[BEGIN]

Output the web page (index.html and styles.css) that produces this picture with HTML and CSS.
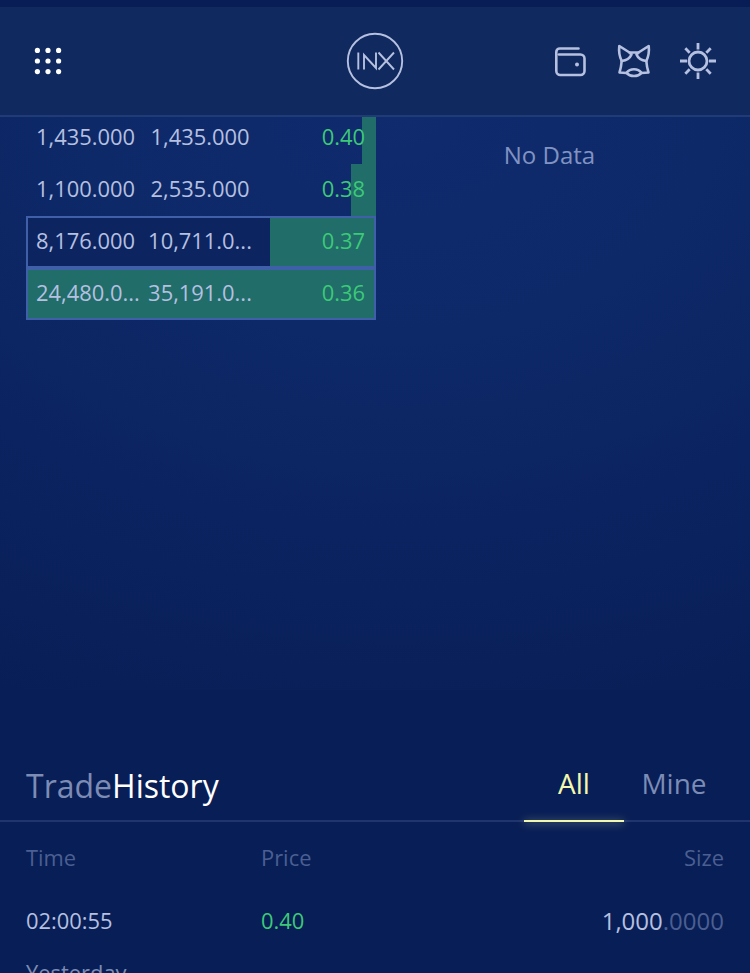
FILE: index.html
```html
<!DOCTYPE html>
<html lang="en">
<head>
    <meta charset="UTF-8">
    <meta name="viewport" content="width=device-width, initial-scale=1.0">
    <title>INX</title>
    <link rel="stylesheet" href="styles.css">
</head>
<body>
    <header class="header">
        <svg class="menu" width="28" height="28" viewBox="0 0 28 28" fill="#fff">
            <circle cx="3.4" cy="3.4" r="2.6"/><circle cx="14" cy="3.4" r="2.6"/><circle cx="24.6" cy="3.4" r="2.6"/>
            <circle cx="3.4" cy="14" r="2.6"/><circle cx="14" cy="14" r="2.6"/><circle cx="24.6" cy="14" r="2.6"/>
            <circle cx="3.4" cy="24.6" r="2.6"/><circle cx="14" cy="24.6" r="2.6"/><circle cx="24.6" cy="24.6" r="2.6"/>
        </svg>
        <svg class="logo" width="58" height="58" viewBox="0 0 58 58" fill="none" stroke="#b6c0e0" stroke-width="1.9">
            <circle cx="29" cy="29" r="27.2"/>
            <path d="M12.3 20.5v17M18 37.5V23l12 13V20.5M32.5 20.5l15.5 17M48 20.5l-15.5 17"/>
        </svg>
        <div class="icons">
            <svg width="38" height="40" viewBox="0 0 38 40" fill="none" stroke="#b6c0e0" stroke-width="2.6" stroke-linecap="round" stroke-linejoin="round">
                <path d="M27.5 7.5H8.8A3.5 3.5 0 0 0 5.3 11v19a4 4 0 0 0 4 4h20.200a4 4 0 0 0 4-4V17.500a4 4 0 0 0-4-4H8"/>
                <circle cx="26" cy="23.5" r="2" fill="#b6c0e0" stroke="none"/>
            </svg>
            <svg width="38" height="40" viewBox="0 0 38 40" fill="none" stroke="#b6c0e0" stroke-width="2.6" stroke-linecap="round" stroke-linejoin="round">
                <path d="M14.5 11.5L4.3 5c-.6 5 .2 10.500 2.400 15-.4 4.500-1 8-2.200 11.500L11.500 32"/>
                <path d="M23.5 11.5L33.700 5c.6 5-.2 10.500-2.400 15 .4 4.500 1 8 2.200 11.500L26.500 32"/>
                <path d="M14.5 11.5h9M14.500 11.500l2 2c-1.500 3.500-5 6-9.800 6.500M23.500 11.500l-2 2c1.500 3.500 5 6 9.800 6.500"/>
                <path d="M11.5 31.800c2-2.600 4.500-3.600 7.500-3.600s5.500 1 7.500 3.600c-2 2.400-4.500 3.200-7.500 3.200s-5.500-.8-7.500-3.200z"/>
            </svg>
            <svg width="38" height="40" viewBox="0 0 38 40" fill="none" stroke="#b6c0e0" stroke-width="2.8">
                <circle cx="19" cy="20" r="9"/>
                <path d="M19 2v6.500M19 31.500v6.500M1 20h7M30 20h7M6.300 7.300l4.400 4.400M27.300 28.300l4.400 4.400M31.700 7.300l-4.400 4.400M10.700 28.300l-4.400 4.400"/>
            </svg>
        </div>
    </header>

    <main class="book">
        <div class="bids">
            <div class="order">
                <div class="bar" style="width: 14px"></div>
                <span class="size">1,435.000</span><span class="total">1,435.000</span><span class="price">0.40</span>
            </div>
            <div class="order">
                <div class="bar" style="width: 25px"></div>
                <span class="size">1,100.000</span><span class="total">2,535.000</span><span class="price">0.38</span>
            </div>
            <div class="order own">
                <div class="bar" style="width: 104px"></div>
                <span class="size">8,176.000</span><span class="total">10,711.0...</span><span class="price">0.37</span>
            </div>
            <div class="order own">
                <div class="bar" style="width: 100%"></div>
                <span class="size">24,480.0...</span><span class="total">35,191.0...</span><span class="price">0.36</span>
            </div>
        </div>
        <div class="asks">No Data</div>
    </main>

    <section class="history">
        <div class="history-head">
            <h2>Trade<b>History</b></h2>
            <div class="tabs">
                <div class="tab active">All</div>
                <div class="tab">Mine</div>
            </div>
        </div>
        <div class="line labels">
            <span>Time</span><span>Price</span><span class="right">Size</span>
        </div>
        <div class="line trade">
            <span>02:00:55</span><span class="green">0.40</span><span class="right amount">1,000<i>.0000</i></span>
        </div>
        <div class="day">Yesterday</div>
    </section>
</body>
</html>
```
FILE: styles.css
```css
* {
    box-sizing: border-box;
}

body {
    margin: 0;
    height: 973px;
    overflow: hidden;
    display: flex;
    flex-direction: column;
    background: #081e56;
    color: #b6c0e0;
    font-family: "Open Sans", "Noto Sans", sans-serif;
    font-size: 21.9px;
}

.header {
    height: 117px;
    flex-shrink: 0;
    display: grid;
    grid-template-columns: 1fr 58px 1fr;
    align-items: center;
    padding: 0 33px;
    border-top: 7px solid #081d55;
    border-bottom: 2px solid #213b77;
    background: #10295f;
}

.menu {
    margin-left: 1px;
}

.icons {
    display: flex;
    justify-content: flex-end;
    gap: 26px;
}

.book {
    height: 573px;
    flex-shrink: 0;
    display: flex;
    overflow: hidden;
    background: radial-gradient(ellipse 900px 640px at 400px 0, #102b6e 0%, #0e2968 35%, #0a225e 75%, #081e56 100%);
}

.bids {
    width: 350px;
    margin: -5px 0 0 26px;
}

.order {
    position: relative;
    height: 52px;
    display: flex;
    align-items: center;
    padding: 0 11px 3px 10px;
    line-height: 30px;
}

.order span {
    position: relative;
}

/* depth bar behind the numbers */
.bar {
    position: absolute;
    top: 0;
    right: 0;
    bottom: 0;
    background: #206d6a;
}

.own {
    border: 2px solid #3f5fa8;
    padding: 0 9px 3px 8px;
    background: #0c2460;
}

.size {
    width: 106px;
    margin-right: 5px;
}

.total {
    width: 106px;
    text-align: center;
}

.price {
    margin-left: auto;
    color: #3cca77;
}

.asks {
    flex: 1;
    padding: 21px 27px 0 0;
    text-align: center;
    font-size: 24px;
    line-height: 34px;
    color: #8093c2;
}

.history-head {
    height: 132px;
    display: flex;
    justify-content: space-between;
    align-items: flex-end;
    padding: 0 26px;
    border-bottom: 2px solid #20356d;
}

h2 {
    margin: 0 0 12px;
    font-size: 32px;
    line-height: 44px;
    font-weight: 400;
    color: #7c8cb5;
}

h2 b {
    font-weight: 400;
    color: #fff;
}

.tabs {
    display: flex;
}

.tab {
    position: relative;
    width: 100px;
    height: 62px;
    margin-bottom: -2px;
    text-align: center;
    font-size: 28px;
    line-height: 46px;
    color: #7c8cb5;
}

.active {
    color: #f3f9ac;
}

.active::after {
    content: "";
    position: absolute;
    left: 0;
    right: 0;
    bottom: 0;
    height: 2px;
    background: #f3f9ac;
    box-shadow: 0 1px 8px #e6f0a0a0;
}

.line {
    display: grid;
    grid-template-columns: 235px 1fr 1fr;
    align-items: center;
    padding: 0 26px;
}

.labels {
    height: 70px;
    color: #4b5f92;
}

.trade {
    height: 57px;
}

.right {
    text-align: right;
}

.amount {
    font-size: 24px;
}

.amount i {
    font-style: normal;
    color: #4b5f92;
}

.green {
    color: #3cca77;
}

.day {
    padding: 9px 26px;
    line-height: 30px;
    color: #7c8cb5;
}
```
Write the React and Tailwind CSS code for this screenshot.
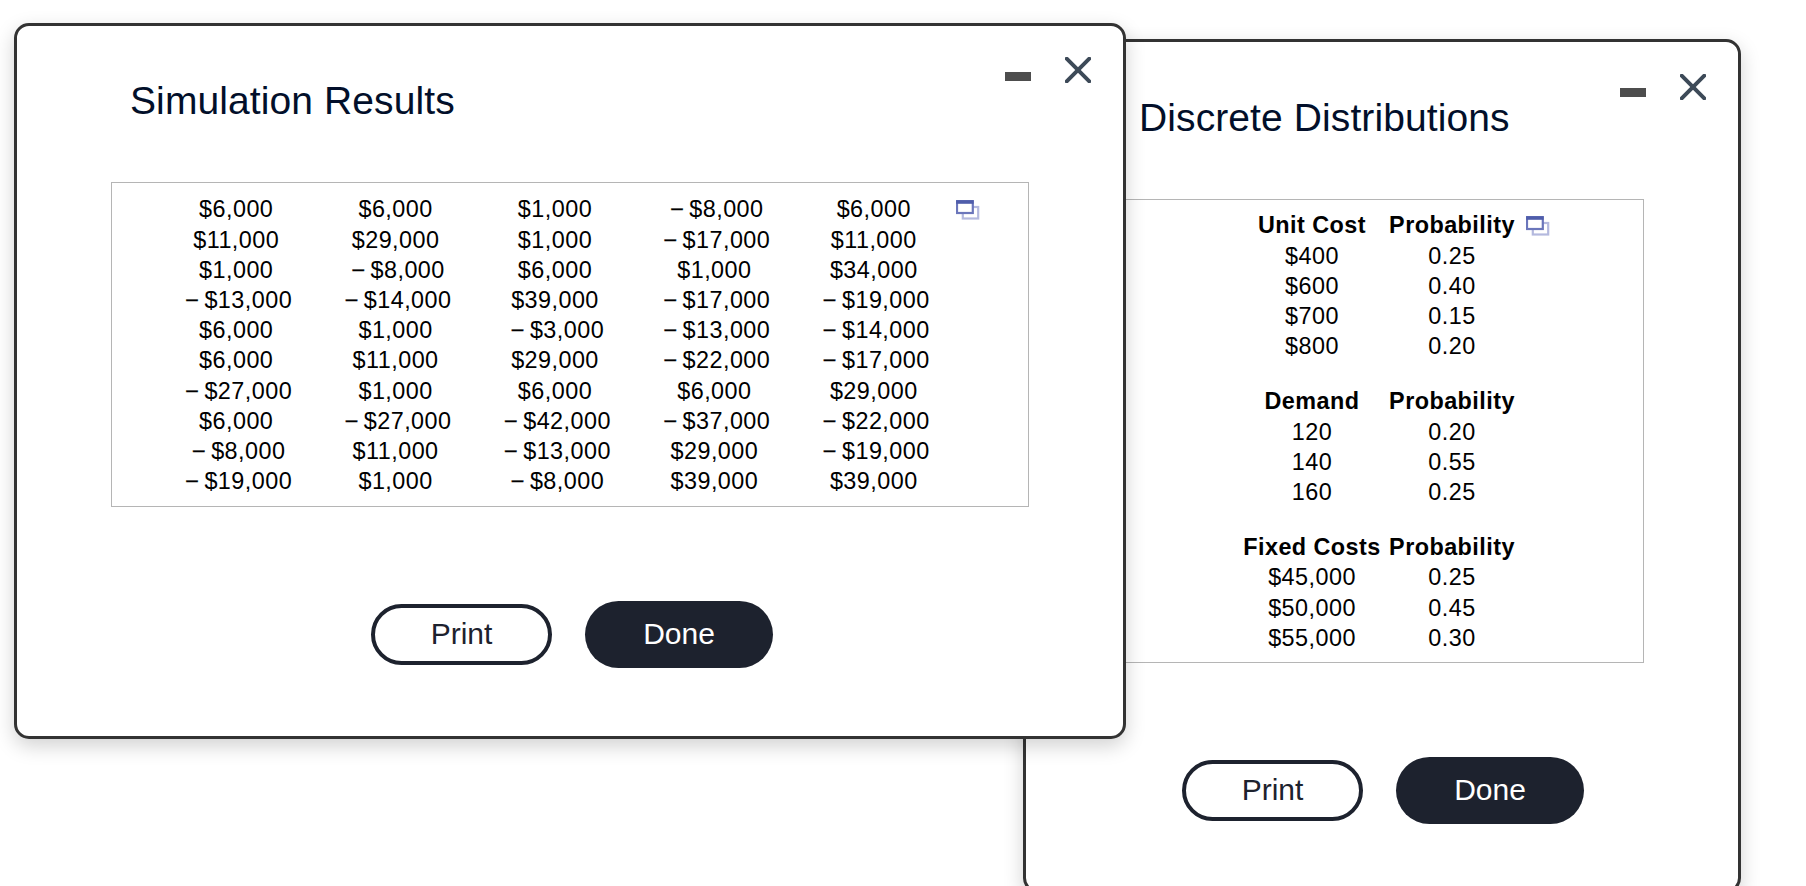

[END]

### What you should do:
Each line above is to be copied verbatim. Drop any image from the copy.

### Correct response:
Output the web page (index.html and styles.css) that produces this picture with HTML and CSS.
FILE: index.html
```html
<!DOCTYPE html>
<html lang="en">
<head>
    <meta charset="UTF-8">
    <meta name="viewport" content="width=device-width, initial-scale=1.0">
    <title>INX</title>
    <link rel="stylesheet" href="styles.css">
</head>
<body>
    <header class="header">
        <svg class="menu" width="28" height="28" viewBox="0 0 28 28" fill="#fff">
            <circle cx="3.4" cy="3.4" r="2.6"/><circle cx="14" cy="3.4" r="2.6"/><circle cx="24.6" cy="3.4" r="2.6"/>
            <circle cx="3.4" cy="14" r="2.6"/><circle cx="14" cy="14" r="2.6"/><circle cx="24.6" cy="14" r="2.6"/>
            <circle cx="3.4" cy="24.6" r="2.6"/><circle cx="14" cy="24.6" r="2.6"/><circle cx="24.6" cy="24.6" r="2.6"/>
        </svg>
        <svg class="logo" width="58" height="58" viewBox="0 0 58 58" fill="none" stroke="#b6c0e0" stroke-width="1.9">
            <circle cx="29" cy="29" r="27.2"/>
            <path d="M12.3 20.5v17M18 37.5V23l12 13V20.5M32.5 20.5l15.5 17M48 20.5l-15.5 17"/>
        </svg>
        <div class="icons">
            <svg width="38" height="40" viewBox="0 0 38 40" fill="none" stroke="#b6c0e0" stroke-width="2.6" stroke-linecap="round" stroke-linejoin="round">
                <path d="M27.5 7.5H8.8A3.5 3.5 0 0 0 5.3 11v19a4 4 0 0 0 4 4h20.200a4 4 0 0 0 4-4V17.500a4 4 0 0 0-4-4H8"/>
                <circle cx="26" cy="23.5" r="2" fill="#b6c0e0" stroke="none"/>
            </svg>
            <svg width="38" height="40" viewBox="0 0 38 40" fill="none" stroke="#b6c0e0" stroke-width="2.6" stroke-linecap="round" stroke-linejoin="round">
                <path d="M14.5 11.5L4.3 5c-.6 5 .2 10.500 2.400 15-.4 4.500-1 8-2.200 11.500L11.500 32"/>
                <path d="M23.5 11.5L33.700 5c.6 5-.2 10.500-2.400 15 .4 4.500 1 8 2.200 11.500L26.500 32"/>
                <path d="M14.5 11.5h9M14.500 11.500l2 2c-1.500 3.500-5 6-9.800 6.500M23.500 11.500l-2 2c1.500 3.500 5 6 9.800 6.500"/>
                <path d="M11.5 31.800c2-2.600 4.500-3.600 7.500-3.600s5.500 1 7.500 3.600c-2 2.400-4.500 3.200-7.500 3.200s-5.500-.8-7.500-3.200z"/>
            </svg>
            <svg width="38" height="40" viewBox="0 0 38 40" fill="none" stroke="#b6c0e0" stroke-width="2.8">
                <circle cx="19" cy="20" r="9"/>
                <path d="M19 2v6.500M19 31.500v6.500M1 20h7M30 20h7M6.300 7.300l4.400 4.400M27.300 28.300l4.400 4.400M31.700 7.300l-4.400 4.400M10.700 28.300l-4.400 4.400"/>
            </svg>
        </div>
    </header>

    <main class="book">
        <div class="bids">
            <div class="order">
                <div class="bar" style="width: 14px"></div>
                <span class="size">1,435.000</span><span class="total">1,435.000</span><span class="price">0.40</span>
            </div>
            <div class="order">
                <div class="bar" style="width: 25px"></div>
                <span class="size">1,100.000</span><span class="total">2,535.000</span><span class="price">0.38</span>
            </div>
            <div class="order own">
                <div class="bar" style="width: 104px"></div>
                <span class="size">8,176.000</span><span class="total">10,711.0...</span><span class="price">0.37</span>
            </div>
            <div class="order own">
                <div class="bar" style="width: 100%"></div>
                <span class="size">24,480.0...</span><span class="total">35,191.0...</span><span class="price">0.36</span>
            </div>
        </div>
        <div class="asks">No Data</div>
    </main>

    <section class="history">
        <div class="history-head">
            <h2>Trade<b>History</b></h2>
            <div class="tabs">
                <div class="tab active">All</div>
                <div class="tab">Mine</div>
            </div>
        </div>
        <div class="line labels">
            <span>Time</span><span>Price</span><span class="right">Size</span>
        </div>
        <div class="line trade">
            <span>02:00:55</span><span class="green">0.40</span><span class="right amount">1,000<i>.0000</i></span>
        </div>
        <div class="day">Yesterday</div>
    </section>
</body>
</html>
```
FILE: styles.css
```css
* {
    box-sizing: border-box;
}

body {
    margin: 0;
    height: 973px;
    overflow: hidden;
    display: flex;
    flex-direction: column;
    background: #081e56;
    color: #b6c0e0;
    font-family: "Open Sans", "Noto Sans", sans-serif;
    font-size: 21.9px;
}

.header {
    height: 117px;
    flex-shrink: 0;
    display: grid;
    grid-template-columns: 1fr 58px 1fr;
    align-items: center;
    padding: 0 33px;
    border-top: 7px solid #081d55;
    border-bottom: 2px solid #213b77;
    background: #10295f;
}

.menu {
    margin-left: 1px;
}

.icons {
    display: flex;
    justify-content: flex-end;
    gap: 26px;
}

.book {
    height: 573px;
    flex-shrink: 0;
    display: flex;
    overflow: hidden;
    background: radial-gradient(ellipse 900px 640px at 400px 0, #102b6e 0%, #0e2968 35%, #0a225e 75%, #081e56 100%);
}

.bids {
    width: 350px;
    margin: -5px 0 0 26px;
}

.order {
    position: relative;
    height: 52px;
    display: flex;
    align-items: center;
    padding: 0 11px 3px 10px;
    line-height: 30px;
}

.order span {
    position: relative;
}

/* depth bar behind the numbers */
.bar {
    position: absolute;
    top: 0;
    right: 0;
    bottom: 0;
    background: #206d6a;
}

.own {
    border: 2px solid #3f5fa8;
    padding: 0 9px 3px 8px;
    background: #0c2460;
}

.size {
    width: 106px;
    margin-right: 5px;
}

.total {
    width: 106px;
    text-align: center;
}

.price {
    margin-left: auto;
    color: #3cca77;
}

.asks {
    flex: 1;
    padding: 21px 27px 0 0;
    text-align: center;
    font-size: 24px;
    line-height: 34px;
    color: #8093c2;
}

.history-head {
    height: 132px;
    display: flex;
    justify-content: space-between;
    align-items: flex-end;
    padding: 0 26px;
    border-bottom: 2px solid #20356d;
}

h2 {
    margin: 0 0 12px;
    font-size: 32px;
    line-height: 44px;
    font-weight: 400;
    color: #7c8cb5;
}

h2 b {
    font-weight: 400;
    color: #fff;
}

.tabs {
    display: flex;
}

.tab {
    position: relative;
    width: 100px;
    height: 62px;
    margin-bottom: -2px;
    text-align: center;
    font-size: 28px;
    line-height: 46px;
    color: #7c8cb5;
}

.active {
    color: #f3f9ac;
}

.active::after {
    content: "";
    position: absolute;
    left: 0;
    right: 0;
    bottom: 0;
    height: 2px;
    background: #f3f9ac;
    box-shadow: 0 1px 8px #e6f0a0a0;
}

.line {
    display: grid;
    grid-template-columns: 235px 1fr 1fr;
    align-items: center;
    padding: 0 26px;
}

.labels {
    height: 70px;
    color: #4b5f92;
}

.trade {
    height: 57px;
}

.right {
    text-align: right;
}

.amount {
    font-size: 24px;
}

.amount i {
    font-style: normal;
    color: #4b5f92;
}

.green {
    color: #3cca77;
}

.day {
    padding: 9px 26px;
    line-height: 30px;
    color: #7c8cb5;
}
```
Write the React and Tailwind CSS code for this screenshot.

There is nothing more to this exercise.